The Many Ways in Which the Internet Has Given Us More Privacy

There are many, many things that digital technology allows us to do more privately today than we ever could. Consider:

The ability of marginalized or oppressed individuals to leverage the privacy of online communication tools to unite in support of a cause, or simply to find each other, has been earth-shattering.

  • It has played a key role in the ongoing Middle East uprisings. The Internet helps primarily by enabling rapid communication and coordination, but being able to do it covertlyclumsy governmental hacking attempts notwithstanding—is an equally important aspect.
  • Clay Shirky tells the story of how some of’s most popular groups were (ir)religious communities that don’t find support in broader U.S. culture — Pagans, ex-Jehovah’s witnesses, atheists, etc.
  • STD-positive individuals can use online dating sites targeted at their group. Can you imagine the Sisyphean frustration of trying to date offline and find a compatible partner if you have an STD?

In the political realm, the anonymity afforded by Wikileaks is leading to a challenge to the legitimacy of high-level government actors, if not entire governments. Bitcoin is another anonymity technology that shows the potential to have serious political effects. [1]
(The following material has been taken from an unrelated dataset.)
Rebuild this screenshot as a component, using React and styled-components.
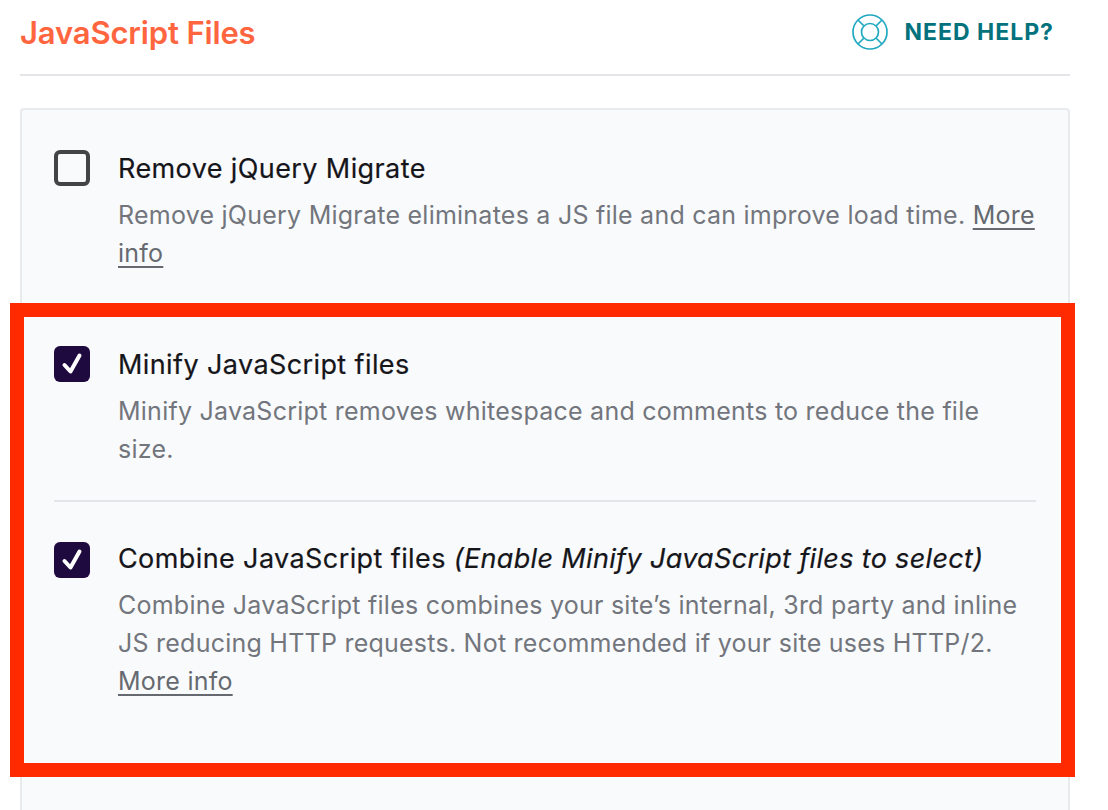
import React from 'react';
import styled, { createGlobalStyle } from 'styled-components';

const GlobalStyle = createGlobalStyle`
  html, body {
    margin: 0;
    padding: 0;
    background: #fff;
    overflow: hidden;
    font-family: Inter, "Liberation Sans", sans-serif;
  }
`;

const Page = styled.div`
  position: relative;
  width: 1108px;
  height: 810px;
  overflow: hidden;
  padding: 0 38px 0 20px;
  box-sizing: border-box;
`;

// --- header --- //
const Header = styled.header`
  display: flex;
  align-items: center;
  justify-content: space-between;
  height: 64px;
  padding: 0 16px 10px 0;
  border-bottom: 2px solid #e3e5e9;
`;

const Title = styled.h2`
  margin: 0;
  font-size: 31px;
  font-weight: 600;
  color: #ff6640;
  letter-spacing: -0.15px;
`;

const HelpLink = styled.a`
  display: flex;
  align-items: center;
  gap: 17px;
  font-size: 23px;
  font-weight: 700;
  letter-spacing: 1px;
  color: #04727d;
`;

// --- panel --- //
const Panel = styled.section`
  margin-top: 32px;
  height: 720px;
  padding: 0 32px;
  background: #f9fafc;
  border: 2px solid #e8eaee;
  border-radius: 4px;
`;

const Option = styled.div`
  display: flex;
  gap: 28px;
  padding: ${p => p.$top}px 0 ${p => p.$bottom}px;
  border-bottom: ${p => (p.$divided ? '2px solid #e3e5e9' : 'none')};
`;

const Check = styled.span`
  flex: none;
  display: block;
  width: 36px;
  height: 36px;
  margin-top: ${p => p.$offset || 0}px;
  box-sizing: border-box;
  border-radius: 6px;
  background: ${p => (p.$checked ? '#1f0a40' : 'transparent')};
  border: ${p => (p.$checked ? 'none' : '4px solid #444')};
`;

const Label = styled.div`
  font-size: 27px;
  line-height: 38px;
  font-weight: 400;
  letter-spacing: 0.4px;
  color: #15151a;
  -webkit-text-stroke: 0.2px #15151a;
  em {
    font-style: italic;
    letter-spacing: 0.33px;
  }
`;

const Description = styled.p`
  margin: 8px 0 0;
  font-size: 25px;
  line-height: 38px;
  letter-spacing: 0.24px;
  color: #72767c;
  a {
    color: #666a70;
    text-decoration: underline;
    text-underline-offset: 4px;
  }
`;

// annotation drawn over the screenshot
const Highlight = styled.div`
  position: absolute;
  left: 10px;
  top: 303px;
  width: 1065px;
  height: 474px;
  box-sizing: border-box;
  border: 14px solid #ff2a00;
  pointer-events: none;
`;

const LifeRing = () => (
  <svg width="36" height="36" viewBox="0 0 36 36" fill="none" stroke="#22a9c0" strokeWidth="1.7">
    <circle cx="18" cy="18" r="17" />
    <circle cx="18" cy="18" r="8.5" />
    <path d="M6 6l6 6M30 6l-6 6M6 30l6-6M30 30l-6-6" />
  </svg>
);

const Tick = () => (
  <svg width="36" height="36" viewBox="0 0 36 36" fill="none" stroke="#fff" strokeWidth="4" strokeLinecap="round" strokeLinejoin="round">
    <path d="M10.5 19L16.5 25.5L25.5 9.5" />
  </svg>
);

export default function App() {
  return (
    <Page>
      <GlobalStyle />
      <Header>
        <Title>JavaScript Files</Title>
        <HelpLink><LifeRing />NEED HELP?</HelpLink>
      </Header>
      <Panel>
        <Option $top={40} $bottom={31}>
          <Check />
          <div>
            <Label>Remove jQuery Migrate</Label>
            <Description>Remove jQuery Migrate eliminates a JS file and can improve load time. <a>More info</a></Description>
          </div>
        </Option>
        <Option $top={43} $bottom={32} $divided>
          <Check $checked><Tick /></Check>
          <div>
            <Label>Minify JavaScript files</Label>
            <Description>Minify JavaScript removes whitespace and comments to reduce the file size.</Description>
          </div>
        </Option>
        <Option $top={38} $bottom={32}>
          <Check $checked $offset={2}><Tick /></Check>
          <div>
            <Label>Combine JavaScript files <em>(Enable Minify JavaScript files to select)</em></Label>
            <Description>Combine JavaScript files combines your site’s internal, 3rd party and inline JS reducing HTTP requests. Not recommended if your site uses HTTP/2. <a>More info</a></Description>
          </div>
        </Option>
      </Panel>
      <Highlight />
    </Page>
  );
}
Most of us benefit at an everyday level from improved privacy. When we read, search, or buy online, people around us don’t find out about it. This is vastly more private than checking out a book from a library or buying something at a store. [2]

We’ve benefited not only in our mundane activities, but our kinky ones as well. We take and exchange naked pictures all the time, never having been able to do so back when it involved getting it developed at the store. And slightly over half of us have taken advantage of the fact that “hiding one’s porn” is trivial today compared to the bad old days of magazines.

I could go on—I haven’t even mentioned the uses of Tor or encryption, freely available to anyone willing to invest a little effort—but I’ve made my point. Of course, I’ve only presented one half of the story. The other half, that technology is also allowing us to expose ourselves in ways never before, has been told so many times by so many people, and so loudly, that it is drowning out meaningful conversation about privacy.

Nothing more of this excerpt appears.